In this work ultrathin iron silicide epilayers were obtained by the reaction of iron contaminants with the Si(1 1 1) substrate atoms during high-temperature flash. After repeated flashing at about 1125 °C, reflection high-energy electron diffraction indicated silicide formation. Scanning tunneling microscopy revealed highly ordered surface superstructure interrupted, however, by a number of extended defects. Atomic-resolution bias-dependent imaging demonstrated a complex nature of this superstructure with double-hexagonal symmetry and (2√3×2√3)-R30° periodicity.
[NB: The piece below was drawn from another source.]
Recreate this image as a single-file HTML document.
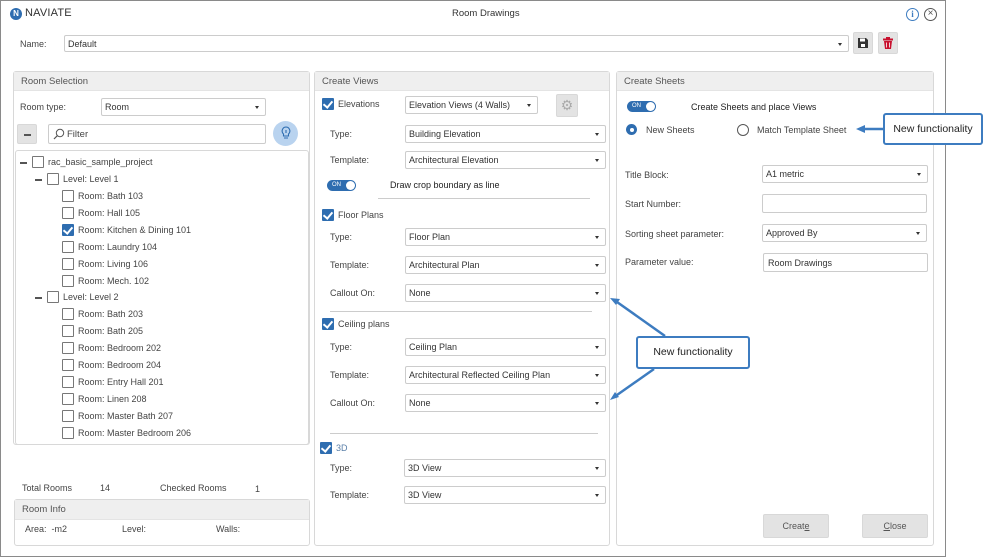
<!DOCTYPE html>
<html><head><style>
*{box-sizing:border-box;margin:0;padding:0}
body{width:1000px;height:558px;background:#fff;position:relative;font-family:"Liberation Sans",sans-serif;font-size:9px;color:#444;overflow:hidden}
.a{position:absolute}
.win{left:0;top:0;width:946px;height:557px;border:1px solid #8a8a8a;background:#fff}
.panel{border:1px solid #d8d8d8;border-radius:3px;background:#fff}
.hdr{background:#efefef;height:19px;line-height:19px;padding-left:7px;font-size:9.5px;color:#555;border-bottom:1px solid #e4e4e4}
.dd{border:1px solid #ccc;border-radius:2px;background:#fff;height:18px;line-height:16px;padding-left:3px;color:#333;font-size:9px}
.dd:after{content:"";position:absolute;right:6px;top:7px;border-left:2.5px solid transparent;border-right:2.5px solid transparent;border-top:3px solid #333}
.cb{width:12px;height:12px;border:1px solid #777;border-radius:1px;background:#fff}
.cbc{width:12px;height:12px;background:#2e6db0;border-radius:1px}
.cbc:after{content:"";position:absolute;left:3px;top:1px;width:4px;height:7px;border:solid #fff;border-width:0 2px 2px 0;transform:rotate(40deg)}
.mn{width:7px;height:2px;background:#555}
.tg{width:29px;height:11px;border-radius:6px;background:#2e6db0;color:#fff;font-size:6px;line-height:11px;padding-left:5px}
.tg:after{content:"";position:absolute;right:1px;top:1px;width:9px;height:9px;border-radius:50%;background:#fff}
.line{height:1px;background:#ccc}
.btn{background:#e3e3e3;border:1px solid #d8d8d8;border-radius:2px;text-align:center;color:#555}
.call{border:2px solid #3d7cc0;border-radius:3px;background:#fff;color:#222;font-size:10.5px;text-align:center}
#sn:after{display:none}
</style></head><body>
<div class="a win"></div>
<div class="a" style="left:10px;top:8px;width:12px;height:12px;border-radius:50%;background:#2e6db0;color:#fff;font-size:8px;font-weight:bold;text-align:center;line-height:12px">N</div>
<div class="a" style="left:25px;top:7px;font-size:11px;color:#333;letter-spacing:0.2px">NAVIATE</div>
<div class="a" style="left:452px;top:8px;font-size:9.5px;color:#333">Room Drawings</div>
<div class="a" style="left:906px;top:8px;width:13px;height:13px;border:1.3px solid #3d7cc0;border-radius:50%;color:#3d7cc0;font-size:9px;font-weight:bold;text-align:center;line-height:11px;font-family:'Liberation Serif',serif">i</div>
<div class="a" style="left:924px;top:8px;width:13px;height:13px;border:1.3px solid #555;border-radius:50%;color:#555;font-size:10px;text-align:center;line-height:10px">×</div>
<div class="a" style="left:20px;top:39px">Name:</div>
<div class="a dd" style="left:64px;top:35px;width:785px;height:17px">Default</div>
<div class="a btn" style="left:853px;top:32px;width:20px;height:22px"><svg width="12" height="12" viewBox="0 0 12 12" style="margin-top:4px"><path d="M1 1h8l2 2v8H1z" fill="#333"/><rect x="3" y="1.5" width="5" height="3" fill="#fff"/><rect x="4" y="7" width="4" height="3" fill="#fff"/></svg></div>
<div class="a btn" style="left:878px;top:32px;width:20px;height:22px"><svg width="12" height="13" viewBox="0 0 12 13" style="margin-top:4px"><rect x="1" y="1.5" width="10" height="2" fill="#c8102e"/><rect x="4" y="0" width="4" height="2" fill="#c8102e"/><path d="M2 4h8l-1 8H3z" fill="#c8102e"/><path d="M4.5 5.5v5M7.5 5.5v5" stroke="#fff" stroke-width="0.8"/></svg></div>

<div class="a panel" style="left:13px;top:71px;width:297px;height:374px"><div class="hdr">Room Selection</div></div>
<div class="a" style="left:20px;top:102px">Room type:</div>
<div class="a dd" style="left:101px;top:98px;width:165px">Room</div>
<div class="a btn" style="left:17px;top:124px;width:20px;height:20px"><div class="a mn" style="left:6px;top:9px"></div></div>
<div class="a" style="left:48px;top:124px;width:218px;height:20px;border:1px solid #ccc;border-radius:2px"><svg class="a" style="left:4px;top:3px" width="12" height="12" viewBox="0 0 12 12"><circle cx="7" cy="5" r="3.7" fill="none" stroke="#555" stroke-width="1"/><path d="M4.3 7.7L1 11" stroke="#555" stroke-width="1.2"/></svg><span class="a" style="left:18px;top:4px;font-size:9.5px">Filter</span></div>
<div class="a" style="left:273px;top:121px;width:25px;height:25px;border-radius:50%;background:#b9d3ef;text-align:center"><svg width="12" height="14" viewBox="0 0 12 14" style="margin-top:5px"><path d="M6 1a4 4 0 0 0-2.5 7v2h5V8A4 4 0 0 0 6 1z" fill="none" stroke="#2e6db0" stroke-width="1.1"/><path d="M4 12h4M6 4v3" stroke="#2e6db0" stroke-width="1.1"/></svg></div>
<div class="a" style="left:15px;top:150px;width:294px;height:295px;border:1px solid #d8d8d8;border-radius:3px"></div>
<div class="a mn" style="left:20px;top:162px"></div><div class="a cb" style="left:32px;top:156px"></div><div class="a" style="left:48px;top:157px">rac_basic_sample_project</div>
<div class="a mn" style="left:35px;top:179px"></div><div class="a cb" style="left:47px;top:173px"></div><div class="a" style="left:63px;top:174px">Level: Level 1</div>
<div class="a cb" style="left:62px;top:190px"></div><div class="a" style="left:78px;top:191px">Room: Bath 103</div>
<div class="a cb" style="left:62px;top:207px"></div><div class="a" style="left:78px;top:208px">Room: Hall 105</div>
<div class="a cbc" style="left:62px;top:224px"></div><div class="a" style="left:78px;top:225px">Room: Kitchen &amp; Dining 101</div>
<div class="a cb" style="left:62px;top:241px"></div><div class="a" style="left:78px;top:242px">Room: Laundry 104</div>
<div class="a cb" style="left:62px;top:258px"></div><div class="a" style="left:78px;top:259px">Room: Living 106</div>
<div class="a cb" style="left:62px;top:275px"></div><div class="a" style="left:78px;top:276px">Room: Mech. 102</div>
<div class="a mn" style="left:35px;top:297px"></div><div class="a cb" style="left:47px;top:291px"></div><div class="a" style="left:63px;top:292px">Level: Level 2</div>
<div class="a cb" style="left:62px;top:308px"></div><div class="a" style="left:78px;top:309px">Room: Bath 203</div>
<div class="a cb" style="left:62px;top:325px"></div><div class="a" style="left:78px;top:326px">Room: Bath 205</div>
<div class="a cb" style="left:62px;top:342px"></div><div class="a" style="left:78px;top:343px">Room: Bedroom 202</div>
<div class="a cb" style="left:62px;top:359px"></div><div class="a" style="left:78px;top:360px">Room: Bedroom 204</div>
<div class="a cb" style="left:62px;top:376px"></div><div class="a" style="left:78px;top:377px">Room: Entry Hall 201</div>
<div class="a cb" style="left:62px;top:393px"></div><div class="a" style="left:78px;top:394px">Room: Linen 208</div>
<div class="a cb" style="left:62px;top:410px"></div><div class="a" style="left:78px;top:411px">Room: Master Bath 207</div>
<div class="a cb" style="left:62px;top:427px"></div><div class="a" style="left:78px;top:428px">Room: Master Bedroom 206</div>
<div class="a" style="left:22px;top:483px">Total Rooms</div><div class="a" style="left:100px;top:483px">14</div>
<div class="a" style="left:160px;top:483px">Checked Rooms</div><div class="a" style="left:255px;top:484px">1</div>
<div class="a panel" style="left:14px;top:499px;width:296px;height:47px"><div class="hdr" style="height:20px">Room Info</div></div>
<div class="a" style="left:25px;top:524px">Area:&nbsp; -m2</div><div class="a" style="left:122px;top:524px">Level:</div><div class="a" style="left:216px;top:524px">Walls:</div>

<div class="a panel" style="left:314px;top:71px;width:296px;height:475px"><div class="hdr">Create Views</div></div>
<div class="a cbc" style="left:322px;top:98px"></div><div class="a" style="left:338px;top:99px">Elevations</div>
<div class="a dd" style="left:405px;top:96px;width:133px">Elevation Views (4 Walls)</div>
<div class="a btn" style="left:556px;top:94px;width:22px;height:23px;font-size:14px;line-height:21px;color:#aaa">⚙</div>
<div class="a" style="left:330px;top:129px">Type:</div><div class="a dd" style="left:405px;top:125px;width:201px">Building Elevation</div>
<div class="a" style="left:330px;top:155px">Template:</div><div class="a dd" style="left:405px;top:151px;width:201px">Architectural Elevation</div>
<div class="a tg" style="left:327px;top:180px;line-height:10px">ON</div><div class="a" style="left:390px;top:180px;color:#222">Draw crop boundary as line</div>
<div class="a line" style="left:378px;top:198px;width:212px"></div>
<div class="a cbc" style="left:322px;top:209px"></div><div class="a" style="left:338px;top:210px">Floor Plans</div>
<div class="a" style="left:330px;top:232px">Type:</div><div class="a dd" style="left:405px;top:228px;width:201px">Floor Plan</div>
<div class="a" style="left:330px;top:260px">Template:</div><div class="a dd" style="left:405px;top:256px;width:201px">Architectural Plan</div>
<div class="a" style="left:330px;top:288px">Callout On:</div><div class="a dd" style="left:405px;top:284px;width:201px">None</div>
<div class="a line" style="left:330px;top:311px;width:262px"></div>
<div class="a cbc" style="left:322px;top:318px"></div><div class="a" style="left:338px;top:319px">Ceiling plans</div>
<div class="a" style="left:330px;top:342px">Type:</div><div class="a dd" style="left:405px;top:338px;width:201px">Ceiling Plan</div>
<div class="a" style="left:330px;top:370px">Template:</div><div class="a dd" style="left:405px;top:366px;width:201px">Architectural Reflected Ceiling Plan</div>
<div class="a" style="left:330px;top:398px">Callout On:</div><div class="a dd" style="left:405px;top:394px;width:201px">None</div>
<div class="a line" style="left:330px;top:433px;width:268px"></div>
<div class="a cbc" style="left:320px;top:442px"></div><div class="a" style="left:336px;top:443px;color:#5a7fa8">3D</div>
<div class="a" style="left:330px;top:463px">Type:</div><div class="a dd" style="left:404px;top:459px;width:202px">3D View</div>
<div class="a" style="left:330px;top:490px">Template:</div><div class="a dd" style="left:404px;top:486px;width:202px">3D View</div>

<div class="a panel" style="left:616px;top:71px;width:318px;height:475px"><div class="hdr">Create Sheets</div></div>
<div class="a tg" style="left:627px;top:101px;line-height:10px">ON</div><div class="a" style="left:691px;top:102px;color:#222">Create Sheets and place Views</div>
<div class="a" style="left:626px;top:124px;width:11px;height:11px;border-radius:50%;background:#2e6db0"><div class="a" style="left:3.5px;top:3.5px;width:4px;height:4px;border-radius:50%;background:#fff"></div></div>
<div class="a" style="left:646px;top:125px">New Sheets</div>
<div class="a" style="left:737px;top:124px;width:12px;height:12px;border-radius:50%;border:1px solid #555"></div>
<div class="a" style="left:757px;top:125px">Match Template Sheet</div>
<div class="a" style="left:625px;top:170px">Title Block:</div><div class="a dd" style="left:762px;top:165px;width:166px">A1 metric</div>
<div class="a" style="left:625px;top:199px">Start Number:</div><div class="a dd" style="left:762px;top:194px;width:165px;height:19px" id="sn"></div>
<div class="a" style="left:625px;top:229px">Sorting sheet parameter:</div><div class="a dd" style="left:762px;top:224px;width:165px">Approved By</div>
<div class="a" style="left:625px;top:257px">Parameter value:</div><div class="a" style="left:763px;top:253px;width:165px;height:19px;border:1px solid #ccc;border-radius:2px;padding:4px 0 0 4px;color:#333">Room Drawings</div>
<div class="a btn" style="left:763px;top:514px;width:66px;height:24px;line-height:22px">Creat<u>e</u></div>
<div class="a btn" style="left:862px;top:514px;width:66px;height:24px;line-height:22px"><u>C</u>lose</div>

<svg class="a" style="left:0;top:0" width="1000" height="558">
<g stroke="#3d7cc0" stroke-width="2.5" fill="#3d7cc0">
<line x1="883" y1="129" x2="864" y2="129"/><path d="M856 129l9-4v8z" stroke="none"/>
<line x1="665" y1="336" x2="617" y2="302"/><path d="M610 298l10 1-4 6z" stroke="none"/>
<line x1="654" y1="369" x2="617" y2="395"/><path d="M610 400l5-8 4 5z" stroke="none"/>
</g></svg>
<div class="a call" style="left:883px;top:113px;width:100px;height:32px;line-height:28px">New functionality</div>
<div class="a call" style="left:636px;top:336px;width:114px;height:33px;line-height:29px">New functionality</div>
</body></html>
Among the possible candidate phases, including metastable FeSi₂ with a CaF₂ structure and FeSi_1+x with a CsCl structure, the best match of the interatomic distances to the measured 14.4 Å × 14.4 Å unit cell dimensions pointed to the hexagonal Fe₂Si (Fe₂Si prototype) high-temperature phase. The fact that this phase was obtained by an unusually high-temperature flash, and that neither its reconstruction nor its semiconducting band-gap of about 1.0 ± 0.2 eV (as deduced form the I-V curves obtained by scanning tunneling spectroscopy) has ever been reported, supports such identification. Due to its semiconducting properties, this phase may attract interest, perhaps as an alternative to β-FeSi₂.